▶ _Data for this task_
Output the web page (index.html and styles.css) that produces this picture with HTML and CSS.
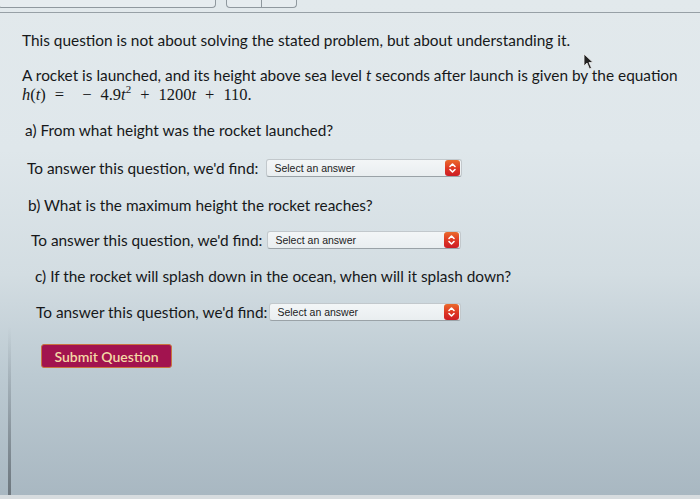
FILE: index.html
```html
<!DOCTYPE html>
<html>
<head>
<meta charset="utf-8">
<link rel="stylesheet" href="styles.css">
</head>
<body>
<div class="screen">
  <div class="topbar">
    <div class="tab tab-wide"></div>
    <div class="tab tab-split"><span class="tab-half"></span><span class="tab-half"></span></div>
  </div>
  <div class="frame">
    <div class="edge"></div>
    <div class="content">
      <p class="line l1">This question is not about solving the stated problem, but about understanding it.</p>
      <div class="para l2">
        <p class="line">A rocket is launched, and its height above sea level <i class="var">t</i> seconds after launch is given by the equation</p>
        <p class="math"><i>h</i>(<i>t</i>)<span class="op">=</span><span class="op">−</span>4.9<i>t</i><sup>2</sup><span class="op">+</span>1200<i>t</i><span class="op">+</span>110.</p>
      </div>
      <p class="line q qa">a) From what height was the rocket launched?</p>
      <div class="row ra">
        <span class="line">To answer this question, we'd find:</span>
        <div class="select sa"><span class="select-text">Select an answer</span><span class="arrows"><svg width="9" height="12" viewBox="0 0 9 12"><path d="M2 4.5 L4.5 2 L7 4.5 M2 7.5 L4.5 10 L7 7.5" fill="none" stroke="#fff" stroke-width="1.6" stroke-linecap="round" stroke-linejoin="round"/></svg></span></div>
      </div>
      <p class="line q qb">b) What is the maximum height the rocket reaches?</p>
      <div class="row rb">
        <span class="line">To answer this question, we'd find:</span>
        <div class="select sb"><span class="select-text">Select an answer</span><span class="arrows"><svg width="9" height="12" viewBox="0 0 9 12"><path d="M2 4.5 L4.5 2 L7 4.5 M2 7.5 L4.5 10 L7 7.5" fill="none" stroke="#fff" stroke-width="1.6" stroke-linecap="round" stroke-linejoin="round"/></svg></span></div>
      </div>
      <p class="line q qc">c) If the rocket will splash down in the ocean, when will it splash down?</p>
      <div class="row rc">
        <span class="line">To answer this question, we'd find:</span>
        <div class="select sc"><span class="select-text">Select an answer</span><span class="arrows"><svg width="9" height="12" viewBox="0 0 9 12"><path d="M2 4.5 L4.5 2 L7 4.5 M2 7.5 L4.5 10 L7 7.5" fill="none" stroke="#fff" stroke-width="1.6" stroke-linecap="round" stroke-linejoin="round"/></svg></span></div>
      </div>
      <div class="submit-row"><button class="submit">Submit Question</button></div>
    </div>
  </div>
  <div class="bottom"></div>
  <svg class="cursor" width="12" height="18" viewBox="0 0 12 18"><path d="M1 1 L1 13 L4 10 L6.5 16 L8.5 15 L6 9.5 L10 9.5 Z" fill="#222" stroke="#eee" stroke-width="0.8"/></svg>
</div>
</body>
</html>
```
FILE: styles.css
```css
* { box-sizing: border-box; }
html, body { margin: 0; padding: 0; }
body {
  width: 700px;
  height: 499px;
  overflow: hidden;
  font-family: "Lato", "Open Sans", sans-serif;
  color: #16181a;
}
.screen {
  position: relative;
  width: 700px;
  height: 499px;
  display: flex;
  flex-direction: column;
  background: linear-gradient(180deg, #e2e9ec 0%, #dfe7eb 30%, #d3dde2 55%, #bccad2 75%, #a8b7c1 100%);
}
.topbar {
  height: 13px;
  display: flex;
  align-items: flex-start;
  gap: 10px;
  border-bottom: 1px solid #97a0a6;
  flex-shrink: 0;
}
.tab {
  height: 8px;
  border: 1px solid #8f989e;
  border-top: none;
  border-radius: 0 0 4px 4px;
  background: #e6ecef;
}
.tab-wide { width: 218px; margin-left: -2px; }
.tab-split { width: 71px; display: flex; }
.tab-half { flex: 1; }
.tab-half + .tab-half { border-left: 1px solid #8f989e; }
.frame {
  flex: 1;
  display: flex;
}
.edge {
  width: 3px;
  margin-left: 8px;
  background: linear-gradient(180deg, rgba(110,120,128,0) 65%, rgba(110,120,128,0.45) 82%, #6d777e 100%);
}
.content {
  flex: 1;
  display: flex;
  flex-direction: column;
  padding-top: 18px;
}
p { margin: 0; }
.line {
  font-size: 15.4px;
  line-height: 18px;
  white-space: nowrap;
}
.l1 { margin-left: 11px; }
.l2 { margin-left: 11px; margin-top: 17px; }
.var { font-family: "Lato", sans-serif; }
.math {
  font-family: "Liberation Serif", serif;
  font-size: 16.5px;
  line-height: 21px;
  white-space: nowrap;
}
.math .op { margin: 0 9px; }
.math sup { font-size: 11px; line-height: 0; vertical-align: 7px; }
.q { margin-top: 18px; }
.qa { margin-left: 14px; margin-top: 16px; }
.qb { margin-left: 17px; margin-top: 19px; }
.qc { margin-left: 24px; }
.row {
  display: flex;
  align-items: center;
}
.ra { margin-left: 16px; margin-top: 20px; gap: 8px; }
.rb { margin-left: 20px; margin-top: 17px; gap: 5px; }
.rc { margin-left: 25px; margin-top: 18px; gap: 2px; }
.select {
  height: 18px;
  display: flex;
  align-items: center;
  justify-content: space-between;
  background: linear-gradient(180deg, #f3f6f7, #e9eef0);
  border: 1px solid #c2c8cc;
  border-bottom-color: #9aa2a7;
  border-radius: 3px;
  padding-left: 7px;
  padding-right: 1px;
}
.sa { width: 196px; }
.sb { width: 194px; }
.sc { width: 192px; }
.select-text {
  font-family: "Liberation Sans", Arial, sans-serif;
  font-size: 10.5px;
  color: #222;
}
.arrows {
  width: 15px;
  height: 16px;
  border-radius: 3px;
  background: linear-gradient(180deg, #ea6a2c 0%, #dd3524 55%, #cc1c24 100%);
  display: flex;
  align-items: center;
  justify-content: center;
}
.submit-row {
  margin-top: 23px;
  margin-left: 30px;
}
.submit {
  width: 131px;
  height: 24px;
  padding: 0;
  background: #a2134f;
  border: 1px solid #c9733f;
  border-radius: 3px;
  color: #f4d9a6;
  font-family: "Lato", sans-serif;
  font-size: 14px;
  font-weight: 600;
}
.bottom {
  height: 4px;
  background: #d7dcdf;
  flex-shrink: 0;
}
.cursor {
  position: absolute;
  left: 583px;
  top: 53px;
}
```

* * *

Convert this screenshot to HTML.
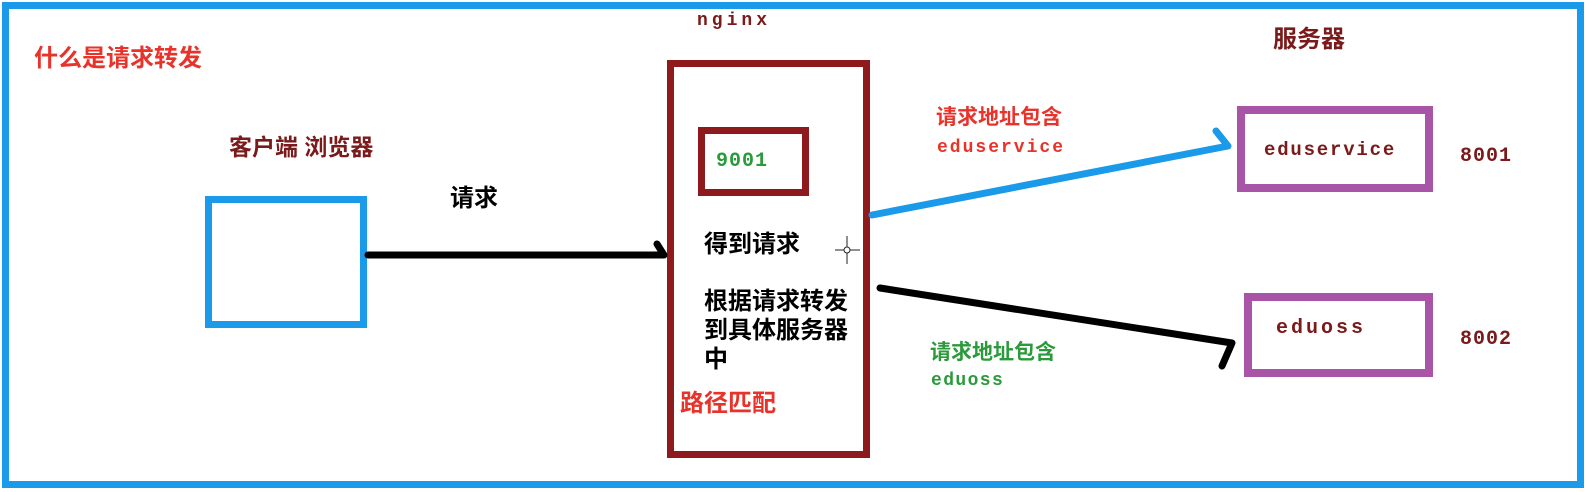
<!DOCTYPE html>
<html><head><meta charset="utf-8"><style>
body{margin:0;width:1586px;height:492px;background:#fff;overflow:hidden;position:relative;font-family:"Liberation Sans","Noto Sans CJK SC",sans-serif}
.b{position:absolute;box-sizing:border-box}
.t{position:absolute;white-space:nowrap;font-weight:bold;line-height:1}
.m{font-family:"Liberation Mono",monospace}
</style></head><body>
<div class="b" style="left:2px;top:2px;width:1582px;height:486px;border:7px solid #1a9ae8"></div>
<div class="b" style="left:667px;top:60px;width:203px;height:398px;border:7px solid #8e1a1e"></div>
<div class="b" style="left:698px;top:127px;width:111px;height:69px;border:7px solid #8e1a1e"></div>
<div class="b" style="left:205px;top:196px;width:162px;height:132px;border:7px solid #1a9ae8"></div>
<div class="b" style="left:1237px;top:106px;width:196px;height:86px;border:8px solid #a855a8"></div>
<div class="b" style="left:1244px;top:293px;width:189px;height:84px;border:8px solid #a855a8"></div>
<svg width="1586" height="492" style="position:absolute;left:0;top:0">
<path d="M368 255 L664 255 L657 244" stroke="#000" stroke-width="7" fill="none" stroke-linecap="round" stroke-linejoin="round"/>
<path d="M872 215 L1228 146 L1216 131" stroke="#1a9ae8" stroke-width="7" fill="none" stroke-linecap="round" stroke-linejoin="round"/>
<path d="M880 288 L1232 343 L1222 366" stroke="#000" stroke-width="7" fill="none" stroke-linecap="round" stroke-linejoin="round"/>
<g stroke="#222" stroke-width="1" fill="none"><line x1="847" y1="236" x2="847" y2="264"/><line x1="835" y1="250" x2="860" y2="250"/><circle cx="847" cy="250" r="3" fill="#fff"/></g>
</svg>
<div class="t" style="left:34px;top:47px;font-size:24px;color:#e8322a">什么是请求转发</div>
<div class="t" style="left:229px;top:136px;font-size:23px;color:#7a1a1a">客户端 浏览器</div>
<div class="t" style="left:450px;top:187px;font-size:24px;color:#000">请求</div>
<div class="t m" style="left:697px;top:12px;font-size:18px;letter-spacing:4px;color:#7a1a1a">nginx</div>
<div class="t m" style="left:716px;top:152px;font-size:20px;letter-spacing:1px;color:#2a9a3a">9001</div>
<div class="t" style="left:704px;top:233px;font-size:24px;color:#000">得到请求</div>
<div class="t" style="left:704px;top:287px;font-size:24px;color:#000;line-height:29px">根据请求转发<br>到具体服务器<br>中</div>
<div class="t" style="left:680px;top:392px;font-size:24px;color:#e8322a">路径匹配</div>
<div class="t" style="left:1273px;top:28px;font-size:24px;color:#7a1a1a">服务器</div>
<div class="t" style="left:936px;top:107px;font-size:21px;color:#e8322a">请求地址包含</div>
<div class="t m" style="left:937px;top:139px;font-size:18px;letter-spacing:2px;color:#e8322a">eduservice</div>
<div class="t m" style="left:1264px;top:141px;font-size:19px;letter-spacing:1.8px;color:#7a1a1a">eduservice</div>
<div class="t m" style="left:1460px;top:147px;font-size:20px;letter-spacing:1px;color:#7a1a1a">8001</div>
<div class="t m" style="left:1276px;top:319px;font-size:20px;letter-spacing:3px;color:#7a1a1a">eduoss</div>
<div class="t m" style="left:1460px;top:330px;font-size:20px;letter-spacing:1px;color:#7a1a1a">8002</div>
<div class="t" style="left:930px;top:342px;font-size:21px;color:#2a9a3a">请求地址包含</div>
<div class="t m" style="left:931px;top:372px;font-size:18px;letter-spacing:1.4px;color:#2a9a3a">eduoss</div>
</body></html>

▶ _Exercise aim_
Pick out the lines that contain "index" and copy them.

▶ _Response below_
Output the web page (index.html and styles.css) that produces this picture with HTML and CSS.
FILE: index.html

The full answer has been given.